I hate when they accuse me of being all bent out of shape, Americans, when I am not. Because when that happens, then I really do get all bent out of shape, and it isn't even my fault! But I did a little reading - some good ol' Bradbury and some good ol' 'Dandelion Wine' - and soon mostly forgot all about them.

__________

I take a morning stroll whenever I can, and an evening one as well; a stroll, or a bike ride. Harry S Truman often joins me for a 'morning constitutional,' as he did on the morning after my little chat with Mell and Ellie.

"And you've made your decision."

"I have, Harry."

"And you're comfortable with your decision?"

"Yep. Frankly, I think it's inspired."

"Well then; that's that, isn't it?" We continued walking along the streets of the village, silent for a time, enjoying the birdsong. But I had to ask him:

"What do you think, Harry?"

We walked a ways further. I was starting to wonder if he was going to reply, when he tugged at my sleeve to stop me. He stared into my eyes, still holding onto my sleeve, and smiled that most brilliant of smiles. "I think it's inspired, too, Markus. I had pretty good luck with it, you know."

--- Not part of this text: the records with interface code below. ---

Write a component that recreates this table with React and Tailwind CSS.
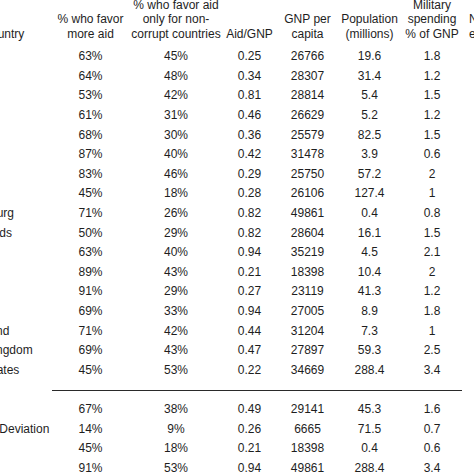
const cols = 'grid grid-cols-[104.7px_77px_94px_53px_63px_61px_64px_100px]';

const countries = [
  ['Australia', '63%', '45%', '0.25', '26766', '19.6', '1.8'],
  ['Canada', '64%', '48%', '0.34', '28307', '31.4', '1.2'],
  ['Denmark', '53%', '42%', '0.81', '28814', '5.4', '1.5'],
  ['Finland', '61%', '31%', '0.46', '26629', '5.2', '1.2'],
  ['Germany', '68%', '30%', '0.36', '25579', '82.5', '1.5'],
  ['Ireland', '87%', '40%', '0.42', '31478', '3.9', '0.6'],
  ['Italy', '83%', '46%', '0.29', '25750', '57.2', '2'],
  ['Japan', '45%', '18%', '0.28', '26106', '127.4', '1'],
  ['Luxembourg', '71%', '26%', '0.82', '49861', '0.4', '0.8'],
  ['Netherlands', '50%', '29%', '0.82', '28604', '16.1', '1.5'],
  ['Norway', '63%', '40%', '0.94', '35219', '4.5', '2.1'],
  ['Portugal', '89%', '43%', '0.21', '18398', '10.4', '2'],
  ['Spain', '91%', '29%', '0.27', '23119', '41.3', '1.2'],
  ['Sweden', '69%', '33%', '0.94', '27005', '8.9', '1.8'],
  ['Switzerland', '71%', '42%', '0.44', '31204', '7.3', '1'],
  ['United Kingdom', '69%', '43%', '0.47', '27897', '59.3', '2.5'],
  ['United States', '45%', '53%', '0.22', '34669', '288.4', '3.4'],
];

const summary = [
  ['Mean', '67%', '38%', '0.49', '29141', '45.3', '1.6'],
  ['Standard Deviation', '14%', '9%', '0.26', '6665', '71.5', '0.7'],
  ['Minimum', '45%', '18%', '0.21', '18398', '0.4', '0.6'],
  ['Maximum', '91%', '53%', '0.94', '49861', '288.4', '3.4'],
];

const Row = ({ cells }) => (
  <div className={`${cols} leading-[19.6px] h-[19.6px]`}>
    <div className="text-left whitespace-nowrap">{cells[0]}</div>
    {cells.slice(1).map((c, i) => (
      <div key={i} className="text-center whitespace-nowrap">{c}</div>
    ))}
    <div />
  </div>
);

export default function App() {
  return (
    <div className="w-[474px] h-[474px] overflow-hidden bg-white text-[#1e1e1e] text-[12px] font-['Liberation_Sans',Arial,sans-serif]">
      <div className="ml-[-52.7px] mt-[-2.1px] w-[680px]">
        {/* header */}
        <div className={`${cols} leading-[14.5px] h-[43.5px] items-end`}>
          <div className="pl-[35px] whitespace-nowrap">Country</div>
          <div className="text-center whitespace-nowrap">% who favor<br />more aid</div>
          <div className="text-center whitespace-nowrap">% who favor aid<br />only for non-<br />corrupt countries</div>
          <div className="text-center whitespace-nowrap">Aid/GNP</div>
          <div className="text-center whitespace-nowrap">GNP per<br />capita</div>
          <div className="text-center whitespace-nowrap">Population<br />(millions)</div>
          <div className="text-center whitespace-nowrap">Military<br />spending<br />% of GNP</div>
          <div className="pl-[5px] whitespace-nowrap">Number of<br />embassies</div>
        </div>

        <div className="mt-[5.9px]">
          {countries.map((r) => (
            <Row key={r[0]} cells={r} />
          ))}
        </div>

        <div className="ml-[104.7px] w-[410px] h-[1.5px] bg-[#2a2a2a] mt-[9.5px] mb-[8.8px]" />

        <div>
          {summary.map((r) => (
            <Row key={r[0]} cells={r} />
          ))}
        </div>
      </div>
    </div>
  );
}
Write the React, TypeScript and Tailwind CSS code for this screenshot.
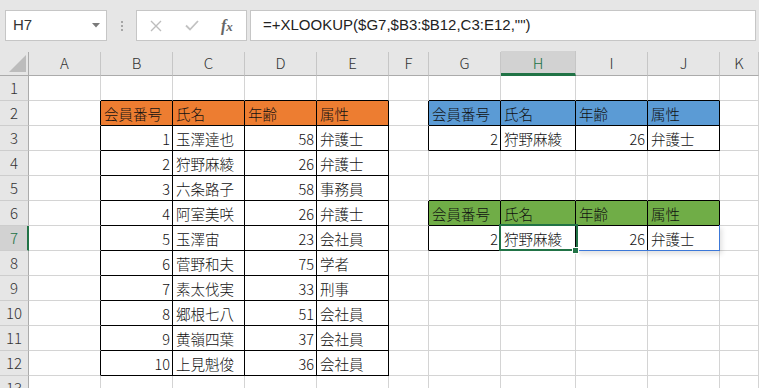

"Yes, I know," I said, returning his smile.

Hooking his arm in my own, Harry Truman and I continued our morning stroll, again quietly listening to the birds and enjoying one another's company. Then he softly began to whistle a tune. I cannot whistle, but I can carry a tune, so I joined in and hummed along to the theme song of my campaign: 'I'm Just Wild About Harry.' As, indeed, I am.